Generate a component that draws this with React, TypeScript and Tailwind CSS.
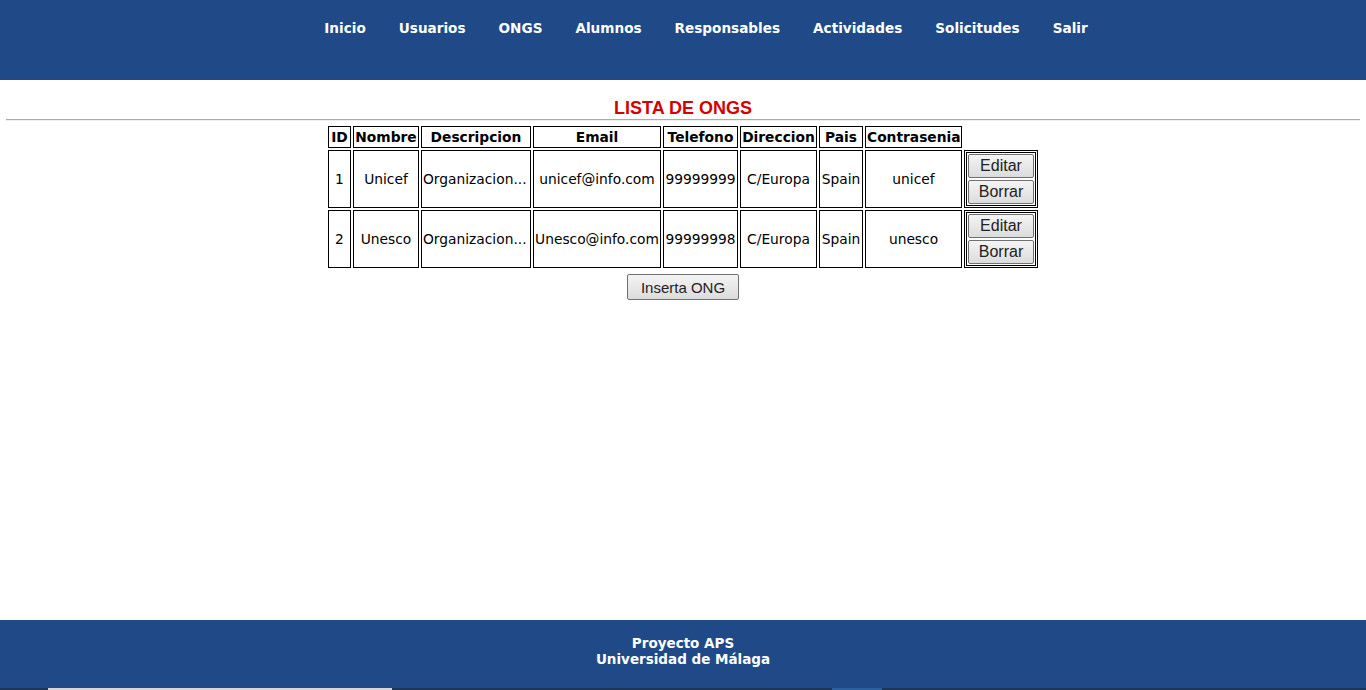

---*---

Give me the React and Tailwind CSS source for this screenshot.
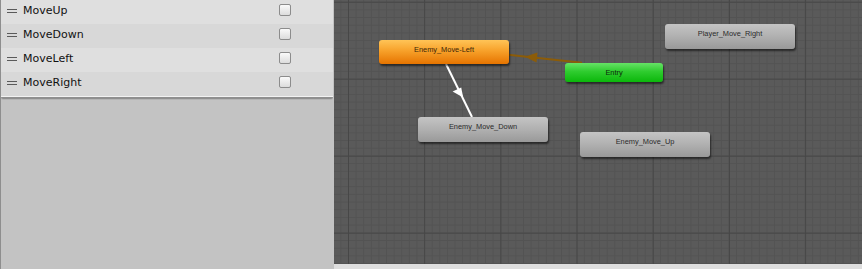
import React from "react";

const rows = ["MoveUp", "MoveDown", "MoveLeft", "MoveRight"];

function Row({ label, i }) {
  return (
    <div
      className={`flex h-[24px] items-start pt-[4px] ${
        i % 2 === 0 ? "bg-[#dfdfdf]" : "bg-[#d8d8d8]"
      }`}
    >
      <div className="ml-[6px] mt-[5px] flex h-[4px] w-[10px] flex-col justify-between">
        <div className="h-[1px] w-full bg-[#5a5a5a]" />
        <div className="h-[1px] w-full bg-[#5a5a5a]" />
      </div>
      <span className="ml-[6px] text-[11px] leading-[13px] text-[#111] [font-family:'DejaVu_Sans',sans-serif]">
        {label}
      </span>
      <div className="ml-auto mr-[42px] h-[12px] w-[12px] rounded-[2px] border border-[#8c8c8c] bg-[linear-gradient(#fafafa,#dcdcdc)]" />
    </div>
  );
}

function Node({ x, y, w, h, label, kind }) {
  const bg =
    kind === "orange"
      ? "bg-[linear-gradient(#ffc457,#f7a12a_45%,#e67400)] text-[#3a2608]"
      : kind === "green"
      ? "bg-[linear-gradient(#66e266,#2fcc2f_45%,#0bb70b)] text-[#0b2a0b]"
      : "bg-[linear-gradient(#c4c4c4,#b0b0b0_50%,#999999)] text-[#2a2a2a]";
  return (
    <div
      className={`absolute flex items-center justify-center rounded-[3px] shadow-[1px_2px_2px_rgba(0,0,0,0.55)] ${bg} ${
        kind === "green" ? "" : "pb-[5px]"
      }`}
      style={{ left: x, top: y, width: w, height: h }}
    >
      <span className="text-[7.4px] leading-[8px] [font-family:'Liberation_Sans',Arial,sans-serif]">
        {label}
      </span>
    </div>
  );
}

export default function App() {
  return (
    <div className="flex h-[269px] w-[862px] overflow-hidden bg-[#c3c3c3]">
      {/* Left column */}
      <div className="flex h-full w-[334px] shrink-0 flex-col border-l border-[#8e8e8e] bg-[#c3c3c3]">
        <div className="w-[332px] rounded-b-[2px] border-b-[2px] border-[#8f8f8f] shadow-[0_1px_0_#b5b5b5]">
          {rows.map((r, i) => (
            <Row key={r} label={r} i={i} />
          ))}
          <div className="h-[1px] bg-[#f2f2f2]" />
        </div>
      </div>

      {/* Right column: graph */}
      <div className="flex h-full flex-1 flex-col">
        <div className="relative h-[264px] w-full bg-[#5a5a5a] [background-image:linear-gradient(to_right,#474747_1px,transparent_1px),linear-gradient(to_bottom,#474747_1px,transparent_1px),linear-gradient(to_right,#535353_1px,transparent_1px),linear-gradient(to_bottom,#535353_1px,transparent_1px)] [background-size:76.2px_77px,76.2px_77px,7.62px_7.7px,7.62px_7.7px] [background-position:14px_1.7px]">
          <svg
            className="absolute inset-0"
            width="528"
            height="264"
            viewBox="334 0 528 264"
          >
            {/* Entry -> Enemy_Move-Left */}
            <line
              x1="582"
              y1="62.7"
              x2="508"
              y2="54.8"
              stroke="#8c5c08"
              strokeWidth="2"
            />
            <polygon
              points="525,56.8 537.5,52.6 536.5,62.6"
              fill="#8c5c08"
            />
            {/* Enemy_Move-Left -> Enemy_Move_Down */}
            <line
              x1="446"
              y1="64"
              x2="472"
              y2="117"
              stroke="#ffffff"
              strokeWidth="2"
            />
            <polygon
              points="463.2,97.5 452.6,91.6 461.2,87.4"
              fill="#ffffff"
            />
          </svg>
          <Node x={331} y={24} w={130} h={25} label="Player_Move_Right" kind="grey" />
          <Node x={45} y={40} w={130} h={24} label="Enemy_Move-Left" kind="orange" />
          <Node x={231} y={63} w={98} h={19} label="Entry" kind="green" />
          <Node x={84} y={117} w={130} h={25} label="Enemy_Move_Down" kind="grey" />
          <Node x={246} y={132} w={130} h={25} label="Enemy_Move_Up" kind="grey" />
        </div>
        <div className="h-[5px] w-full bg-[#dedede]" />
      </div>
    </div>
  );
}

---*---

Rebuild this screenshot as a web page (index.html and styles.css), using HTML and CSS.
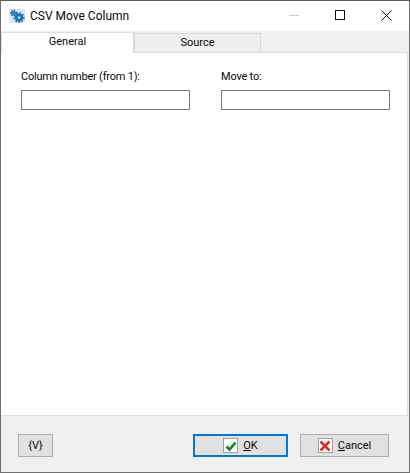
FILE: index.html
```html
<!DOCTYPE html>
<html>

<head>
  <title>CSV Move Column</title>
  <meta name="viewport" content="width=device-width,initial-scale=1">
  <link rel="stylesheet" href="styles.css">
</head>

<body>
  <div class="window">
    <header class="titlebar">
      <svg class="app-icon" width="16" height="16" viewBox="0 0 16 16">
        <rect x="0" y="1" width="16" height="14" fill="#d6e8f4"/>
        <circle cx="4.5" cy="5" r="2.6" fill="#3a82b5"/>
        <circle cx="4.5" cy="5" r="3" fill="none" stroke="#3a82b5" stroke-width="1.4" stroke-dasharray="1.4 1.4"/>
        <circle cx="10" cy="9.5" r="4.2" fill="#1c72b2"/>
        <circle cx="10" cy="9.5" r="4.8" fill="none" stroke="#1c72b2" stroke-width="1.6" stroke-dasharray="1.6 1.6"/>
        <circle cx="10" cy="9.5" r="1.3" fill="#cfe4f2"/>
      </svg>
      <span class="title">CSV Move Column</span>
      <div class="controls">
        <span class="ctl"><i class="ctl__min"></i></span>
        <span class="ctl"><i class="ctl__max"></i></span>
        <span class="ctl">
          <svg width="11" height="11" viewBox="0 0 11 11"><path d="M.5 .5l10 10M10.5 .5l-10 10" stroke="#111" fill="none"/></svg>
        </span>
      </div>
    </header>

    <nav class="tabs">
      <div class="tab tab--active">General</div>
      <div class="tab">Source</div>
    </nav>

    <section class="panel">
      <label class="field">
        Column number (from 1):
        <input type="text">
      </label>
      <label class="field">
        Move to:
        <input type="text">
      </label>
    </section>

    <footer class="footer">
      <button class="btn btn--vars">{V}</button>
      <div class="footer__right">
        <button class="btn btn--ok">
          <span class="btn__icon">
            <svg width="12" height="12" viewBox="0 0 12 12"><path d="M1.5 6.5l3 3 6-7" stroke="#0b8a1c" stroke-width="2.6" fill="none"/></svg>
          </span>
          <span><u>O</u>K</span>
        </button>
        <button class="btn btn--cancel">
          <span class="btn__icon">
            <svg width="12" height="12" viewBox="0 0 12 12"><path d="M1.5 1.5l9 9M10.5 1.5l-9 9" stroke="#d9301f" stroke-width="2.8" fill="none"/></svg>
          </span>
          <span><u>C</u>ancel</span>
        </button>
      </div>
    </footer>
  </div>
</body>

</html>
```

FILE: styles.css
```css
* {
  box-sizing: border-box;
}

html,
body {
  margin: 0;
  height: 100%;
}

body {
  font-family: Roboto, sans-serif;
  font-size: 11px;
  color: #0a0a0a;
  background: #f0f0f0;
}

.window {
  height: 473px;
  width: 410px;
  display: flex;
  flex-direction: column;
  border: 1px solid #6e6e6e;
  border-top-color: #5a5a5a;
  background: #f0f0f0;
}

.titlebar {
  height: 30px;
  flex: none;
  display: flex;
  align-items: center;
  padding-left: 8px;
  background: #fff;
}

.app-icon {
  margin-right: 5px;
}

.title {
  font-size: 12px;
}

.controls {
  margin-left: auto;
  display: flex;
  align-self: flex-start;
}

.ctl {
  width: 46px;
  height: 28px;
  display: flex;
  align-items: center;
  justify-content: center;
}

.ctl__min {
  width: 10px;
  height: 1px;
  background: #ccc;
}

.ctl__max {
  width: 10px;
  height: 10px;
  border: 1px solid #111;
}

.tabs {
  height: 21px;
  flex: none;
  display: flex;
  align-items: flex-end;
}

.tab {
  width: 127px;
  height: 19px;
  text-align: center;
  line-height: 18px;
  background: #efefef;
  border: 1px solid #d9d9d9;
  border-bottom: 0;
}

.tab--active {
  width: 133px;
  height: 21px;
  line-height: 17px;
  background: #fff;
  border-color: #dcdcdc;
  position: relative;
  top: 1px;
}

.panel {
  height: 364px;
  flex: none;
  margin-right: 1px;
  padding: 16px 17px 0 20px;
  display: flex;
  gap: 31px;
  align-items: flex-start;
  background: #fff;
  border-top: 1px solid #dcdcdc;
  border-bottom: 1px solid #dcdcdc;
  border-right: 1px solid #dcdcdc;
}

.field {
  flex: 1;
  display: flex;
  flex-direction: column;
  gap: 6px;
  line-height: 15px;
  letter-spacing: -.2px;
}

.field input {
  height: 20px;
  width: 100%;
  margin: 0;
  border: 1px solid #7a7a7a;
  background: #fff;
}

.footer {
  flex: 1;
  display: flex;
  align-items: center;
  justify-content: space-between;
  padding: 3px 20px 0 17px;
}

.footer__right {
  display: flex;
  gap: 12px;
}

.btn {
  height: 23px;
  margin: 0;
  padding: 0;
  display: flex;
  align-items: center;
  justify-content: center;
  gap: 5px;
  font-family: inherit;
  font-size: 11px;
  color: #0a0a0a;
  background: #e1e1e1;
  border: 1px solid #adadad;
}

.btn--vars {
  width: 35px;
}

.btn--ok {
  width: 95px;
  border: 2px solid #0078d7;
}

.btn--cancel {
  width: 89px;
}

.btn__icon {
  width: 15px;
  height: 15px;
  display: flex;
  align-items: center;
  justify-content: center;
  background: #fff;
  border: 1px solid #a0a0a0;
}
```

---*---

**Exercise**.
Search the listing above for the string "React". Copy every line that contains it.

**Response for this exercise**.
Generate a component that draws this with React, TypeScript and Tailwind CSS.
Give me the React and Tailwind CSS source for this screenshot.
import React from "react";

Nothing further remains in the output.